*EXTRACTED DATA*.
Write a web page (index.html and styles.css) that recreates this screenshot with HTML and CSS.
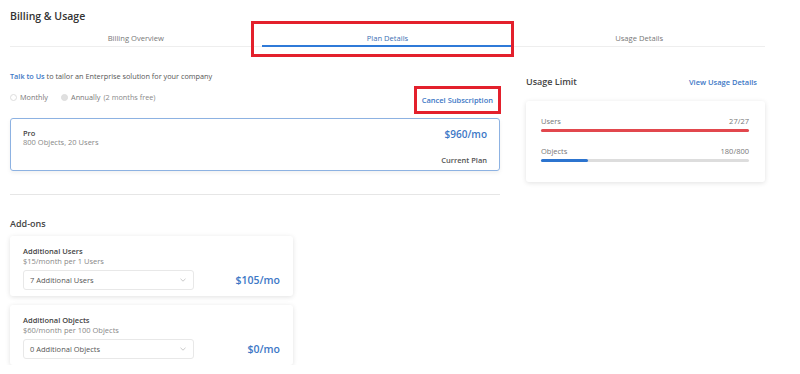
FILE: index.html
```html
<!DOCTYPE html>
<html>
	<head>
		<meta charset="UTF-8">
		<title>Billing &amp; Usage</title>
		<link rel="stylesheet" href="styles.css">
	</head>
	<body>
		<div class="page">
			<h1 class="title">Billing &amp; Usage</h1>
			<div class="tabs">
				<div class="tab">Billing Overview</div>
				<div class="tab active">Plan Details<span class="mark mark-tab"></span></div>
				<div class="tab">Usage Details</div>
			</div>

			<div class="main">
				<div class="left">
					<p class="talk"><a class="link">Talk to Us</a> to tailor an Enterprise solution for your company</p>
					<div class="billing-row">
						<div class="radios">
							<label class="radio"><span class="dot"></span>Monthly</label>
							<label class="radio"><span class="dot filled"></span>Annually <span class="muted">(2 months free)</span></label>
						</div>
						<a class="cancel">Cancel Subscription<span class="mark mark-cancel"></span></a>
					</div>

					<div class="plan">
						<div class="plan-info">
							<div class="name">Pro</div>
							<div class="sub">800 Objects, 20 Users</div>
						</div>
						<div class="plan-side">
							<div class="price big">$960/mo</div>
							<div class="current">Current Plan</div>
						</div>
					</div>

					<div class="divider"></div>

					<h2 class="section">Add-ons</h2>

					<div class="addon">
						<div class="name">Additional Users</div>
						<div class="sub">$15/month per 1 Users</div>
						<div class="addon-row">
							<div class="select">7 Additional Users<svg width="6" height="4" viewBox="0 0 6 4"><path d="M0.5 0.8 L3 3.2 L5.5 0.8" fill="none" stroke="#bbb" stroke-width="0.8"/></svg></div>
							<div class="price">$105/mo</div>
						</div>
					</div>

					<div class="addon">
						<div class="name">Additional Objects</div>
						<div class="sub">$60/month per 100 Objects</div>
						<div class="addon-row">
							<div class="select">0 Additional Objects<svg width="6" height="4" viewBox="0 0 6 4"><path d="M0.5 0.8 L3 3.2 L5.5 0.8" fill="none" stroke="#bbb" stroke-width="0.8"/></svg></div>
							<div class="price">$0/mo</div>
						</div>
					</div>
				</div>

				<div class="right">
					<div class="usage-head">
						<h2 class="section">Usage Limit</h2>
						<a class="view">View Usage Details</a>
					</div>
					<div class="usage">
						<div class="meter">
							<div class="meter-label"><span>Users</span><span>27/27</span></div>
							<div class="bar"><div class="fill red" style="width:100%"></div></div>
						</div>
						<div class="meter">
							<div class="meter-label"><span>Objects</span><span>180/800</span></div>
							<div class="bar"><div class="fill" style="width:22.5%"></div></div>
						</div>
					</div>
				</div>
			</div>
		</div>
	</body>
</html>
```

FILE: styles.css
```css
*{
	padding: 0px;
	margin: 0px;
	box-sizing: border-box;
}

body {
	background: #fff;
	font-family: "Open Sans", "Liberation Sans", sans-serif;
	color: #555;
	font-size: 7.3px;
}

.page {
	width: 765px;
	padding: 8px 0 0 10px;
}

.title {
	font-size: 10.5px;
	font-weight: 600;
	color: #333;
	line-height: 16px;
}

.tabs {
	display: grid;
	grid-template-columns: 1fr 1fr 1fr;
	border-bottom: 1px solid #eee;
	margin-top: 4px;
}

.tab {
	position: relative;
	text-align: center;
	font-size: 7.6px;
	color: #777;
	line-height: 12px;
	padding: 4px 0 1px;
}

.tab.active {
	color: #3d6fb3;
	border-bottom: 2px solid #2f7ad8;
	margin-bottom: -1px;
}

/* red annotation frames */
.mark {
	position: absolute;
	border: 3px solid #e3202c;
}

.mark-tab {
	left: -11px;
	right: -1px;
	top: -7px;
	bottom: -12px;
}

.mark-cancel {
	left: -8px;
	right: -8px;
	top: -8px;
	bottom: -8px;
}

.main {
	display: flex;
	gap: 26px;
}

.left {
	width: 490px;
}

.right {
	width: 239px;
}

.talk {
	margin-top: 23px;
	line-height: 12px;
	color: #555;
}

.link, .cancel, .view {
	color: #3d78c6;
	font-weight: 600;
}

.billing-row {
	display: flex;
	justify-content: space-between;
	align-items: flex-start;
	margin-top: 9px;
}

.radios {
	display: flex;
	gap: 13px;
	line-height: 12px;
	color: #777;
}

.radio {
	display: flex;
	align-items: center;
	gap: 3px;
}

.muted {
	color: #888;
}

.dot {
	width: 7px;
	height: 7px;
	border-radius: 50%;
	border: 1px solid #ddd;
}

.dot.filled {
	background: #e0e0e0;
}

.cancel {
	position: relative;
	line-height: 12px;
	margin-top: 3px;
	margin-right: 7px;
	font-size: 7.5px;
}

.plan {
	display: flex;
	justify-content: space-between;
	margin-top: 12px;
	height: 53px;
	border: 1px solid #8db2e2;
	border-radius: 3px;
	padding: 10px 12px 4px 12px;
	box-shadow: 0 2px 4px rgba(0, 0, 0, 0.06);
}

.name {
	color: #444;
	font-weight: 600;
	line-height: 10px;
	font-size: 7.5px;
}

.sub {
	color: #888;
	line-height: 10px;
	font-size: 7.5px;
}

.plan .name {
	line-height: 8px;
}

.plan-side {
	display: flex;
	flex-direction: column;
	align-items: flex-end;
	justify-content: space-between;
	margin-top: -2px;
}

.price {
	color: #3d78c6;
	font-weight: 600;
	font-size: 10.5px;
}

.price.big {
	font-size: 10px;
	line-height: 14px;
}

.current {
	color: #555;
	font-weight: 600;
	font-size: 7.5px;
	line-height: 11px;
}

.divider {
	border-top: 1px solid #e6e6e6;
	margin-top: 23px;
}

.section {
	font-size: 9px;
	font-weight: 600;
	color: #444;
	line-height: 14px;
}

.left .section {
	margin-top: 22px;
}

.addon {
	width: 283px;
	margin-top: 5px;
	padding: 10px 13px 6px;
	border-radius: 3px;
	box-shadow: 0 1px 5px rgba(0, 0, 0, 0.12);
}

.addon + .addon {
	margin-top: 9px;
}

.addon-row {
	display: flex;
	justify-content: space-between;
	align-items: center;
	margin-top: 4px;
}

.select {
	width: 171px;
	height: 20px;
	border: 1px solid #e8e8e8;
	border-radius: 3px;
	display: flex;
	justify-content: space-between;
	align-items: center;
	padding: 0 7px 0 6px;
	color: #555;
	font-size: 7.5px;
}

.usage-head {
	display: flex;
	justify-content: space-between;
	align-items: center;
	margin-top: 28px;
	padding-right: 8px;
}

.view {
	font-size: 7.5px;
}

.usage {
	margin-top: 12px;
	height: 81px;
	border-radius: 3px;
	box-shadow: 0 1px 5px rgba(0, 0, 0, 0.12);
	padding: 15px 16px 0 15px;
}

.meter + .meter {
	margin-top: 14px;
}

.meter-label {
	display: flex;
	justify-content: space-between;
	color: #777;
	font-size: 7.5px;
	line-height: 10px;
}

.bar {
	height: 3px;
	background: #ddd;
	margin-top: 3px;
	border-radius: 2px;
}

.fill {
	height: 3px;
	background: #2c74cf;
	border-radius: 2px;
}

.fill.red {
	background: #e2474d;
}
```
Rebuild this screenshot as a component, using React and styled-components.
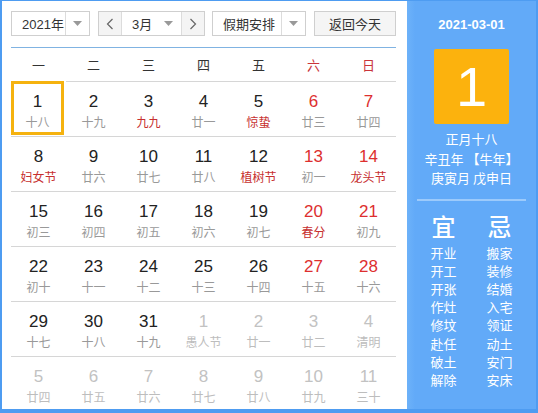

*WORK TO BE COMPLETED*. Reproduce the listing word for word and omit its pictures.

*OUTPUT OF THE TASK*.
Write a web page (index.html and styles.css) that recreates this screenshot with HTML and CSS.
FILE: index.html
```html
<!DOCTYPE html>
<html>
	<head>
		<meta charset="UTF-8">
		<title>Billing &amp; Usage</title>
		<link rel="stylesheet" href="styles.css">
	</head>
	<body>
		<div class="page">
			<h1 class="title">Billing &amp; Usage</h1>
			<div class="tabs">
				<div class="tab">Billing Overview</div>
				<div class="tab active">Plan Details<span class="mark mark-tab"></span></div>
				<div class="tab">Usage Details</div>
			</div>

			<div class="main">
				<div class="left">
					<p class="talk"><a class="link">Talk to Us</a> to tailor an Enterprise solution for your company</p>
					<div class="billing-row">
						<div class="radios">
							<label class="radio"><span class="dot"></span>Monthly</label>
							<label class="radio"><span class="dot filled"></span>Annually <span class="muted">(2 months free)</span></label>
						</div>
						<a class="cancel">Cancel Subscription<span class="mark mark-cancel"></span></a>
					</div>

					<div class="plan">
						<div class="plan-info">
							<div class="name">Pro</div>
							<div class="sub">800 Objects, 20 Users</div>
						</div>
						<div class="plan-side">
							<div class="price big">$960/mo</div>
							<div class="current">Current Plan</div>
						</div>
					</div>

					<div class="divider"></div>

					<h2 class="section">Add-ons</h2>

					<div class="addon">
						<div class="name">Additional Users</div>
						<div class="sub">$15/month per 1 Users</div>
						<div class="addon-row">
							<div class="select">7 Additional Users<svg width="6" height="4" viewBox="0 0 6 4"><path d="M0.5 0.8 L3 3.2 L5.5 0.8" fill="none" stroke="#bbb" stroke-width="0.8"/></svg></div>
							<div class="price">$105/mo</div>
						</div>
					</div>

					<div class="addon">
						<div class="name">Additional Objects</div>
						<div class="sub">$60/month per 100 Objects</div>
						<div class="addon-row">
							<div class="select">0 Additional Objects<svg width="6" height="4" viewBox="0 0 6 4"><path d="M0.5 0.8 L3 3.2 L5.5 0.8" fill="none" stroke="#bbb" stroke-width="0.8"/></svg></div>
							<div class="price">$0/mo</div>
						</div>
					</div>
				</div>

				<div class="right">
					<div class="usage-head">
						<h2 class="section">Usage Limit</h2>
						<a class="view">View Usage Details</a>
					</div>
					<div class="usage">
						<div class="meter">
							<div class="meter-label"><span>Users</span><span>27/27</span></div>
							<div class="bar"><div class="fill red" style="width:100%"></div></div>
						</div>
						<div class="meter">
							<div class="meter-label"><span>Objects</span><span>180/800</span></div>
							<div class="bar"><div class="fill" style="width:22.5%"></div></div>
						</div>
					</div>
				</div>
			</div>
		</div>
	</body>
</html>
```

FILE: styles.css
```css
*{
	padding: 0px;
	margin: 0px;
	box-sizing: border-box;
}

body {
	background: #fff;
	font-family: "Open Sans", "Liberation Sans", sans-serif;
	color: #555;
	font-size: 7.3px;
}

.page {
	width: 765px;
	padding: 8px 0 0 10px;
}

.title {
	font-size: 10.5px;
	font-weight: 600;
	color: #333;
	line-height: 16px;
}

.tabs {
	display: grid;
	grid-template-columns: 1fr 1fr 1fr;
	border-bottom: 1px solid #eee;
	margin-top: 4px;
}

.tab {
	position: relative;
	text-align: center;
	font-size: 7.6px;
	color: #777;
	line-height: 12px;
	padding: 4px 0 1px;
}

.tab.active {
	color: #3d6fb3;
	border-bottom: 2px solid #2f7ad8;
	margin-bottom: -1px;
}

/* red annotation frames */
.mark {
	position: absolute;
	border: 3px solid #e3202c;
}

.mark-tab {
	left: -11px;
	right: -1px;
	top: -7px;
	bottom: -12px;
}

.mark-cancel {
	left: -8px;
	right: -8px;
	top: -8px;
	bottom: -8px;
}

.main {
	display: flex;
	gap: 26px;
}

.left {
	width: 490px;
}

.right {
	width: 239px;
}

.talk {
	margin-top: 23px;
	line-height: 12px;
	color: #555;
}

.link, .cancel, .view {
	color: #3d78c6;
	font-weight: 600;
}

.billing-row {
	display: flex;
	justify-content: space-between;
	align-items: flex-start;
	margin-top: 9px;
}

.radios {
	display: flex;
	gap: 13px;
	line-height: 12px;
	color: #777;
}

.radio {
	display: flex;
	align-items: center;
	gap: 3px;
}

.muted {
	color: #888;
}

.dot {
	width: 7px;
	height: 7px;
	border-radius: 50%;
	border: 1px solid #ddd;
}

.dot.filled {
	background: #e0e0e0;
}

.cancel {
	position: relative;
	line-height: 12px;
	margin-top: 3px;
	margin-right: 7px;
	font-size: 7.5px;
}

.plan {
	display: flex;
	justify-content: space-between;
	margin-top: 12px;
	height: 53px;
	border: 1px solid #8db2e2;
	border-radius: 3px;
	padding: 10px 12px 4px 12px;
	box-shadow: 0 2px 4px rgba(0, 0, 0, 0.06);
}

.name {
	color: #444;
	font-weight: 600;
	line-height: 10px;
	font-size: 7.5px;
}

.sub {
	color: #888;
	line-height: 10px;
	font-size: 7.5px;
}

.plan .name {
	line-height: 8px;
}

.plan-side {
	display: flex;
	flex-direction: column;
	align-items: flex-end;
	justify-content: space-between;
	margin-top: -2px;
}

.price {
	color: #3d78c6;
	font-weight: 600;
	font-size: 10.5px;
}

.price.big {
	font-size: 10px;
	line-height: 14px;
}

.current {
	color: #555;
	font-weight: 600;
	font-size: 7.5px;
	line-height: 11px;
}

.divider {
	border-top: 1px solid #e6e6e6;
	margin-top: 23px;
}

.section {
	font-size: 9px;
	font-weight: 600;
	color: #444;
	line-height: 14px;
}

.left .section {
	margin-top: 22px;
}

.addon {
	width: 283px;
	margin-top: 5px;
	padding: 10px 13px 6px;
	border-radius: 3px;
	box-shadow: 0 1px 5px rgba(0, 0, 0, 0.12);
}

.addon + .addon {
	margin-top: 9px;
}

.addon-row {
	display: flex;
	justify-content: space-between;
	align-items: center;
	margin-top: 4px;
}

.select {
	width: 171px;
	height: 20px;
	border: 1px solid #e8e8e8;
	border-radius: 3px;
	display: flex;
	justify-content: space-between;
	align-items: center;
	padding: 0 7px 0 6px;
	color: #555;
	font-size: 7.5px;
}

.usage-head {
	display: flex;
	justify-content: space-between;
	align-items: center;
	margin-top: 28px;
	padding-right: 8px;
}

.view {
	font-size: 7.5px;
}

.usage {
	margin-top: 12px;
	height: 81px;
	border-radius: 3px;
	box-shadow: 0 1px 5px rgba(0, 0, 0, 0.12);
	padding: 15px 16px 0 15px;
}

.meter + .meter {
	margin-top: 14px;
}

.meter-label {
	display: flex;
	justify-content: space-between;
	color: #777;
	font-size: 7.5px;
	line-height: 10px;
}

.bar {
	height: 3px;
	background: #ddd;
	margin-top: 3px;
	border-radius: 2px;
}

.fill {
	height: 3px;
	background: #2c74cf;
	border-radius: 2px;
}

.fill.red {
	background: #e2474d;
}
```
Rebuild this screenshot as a component, using React and styled-components.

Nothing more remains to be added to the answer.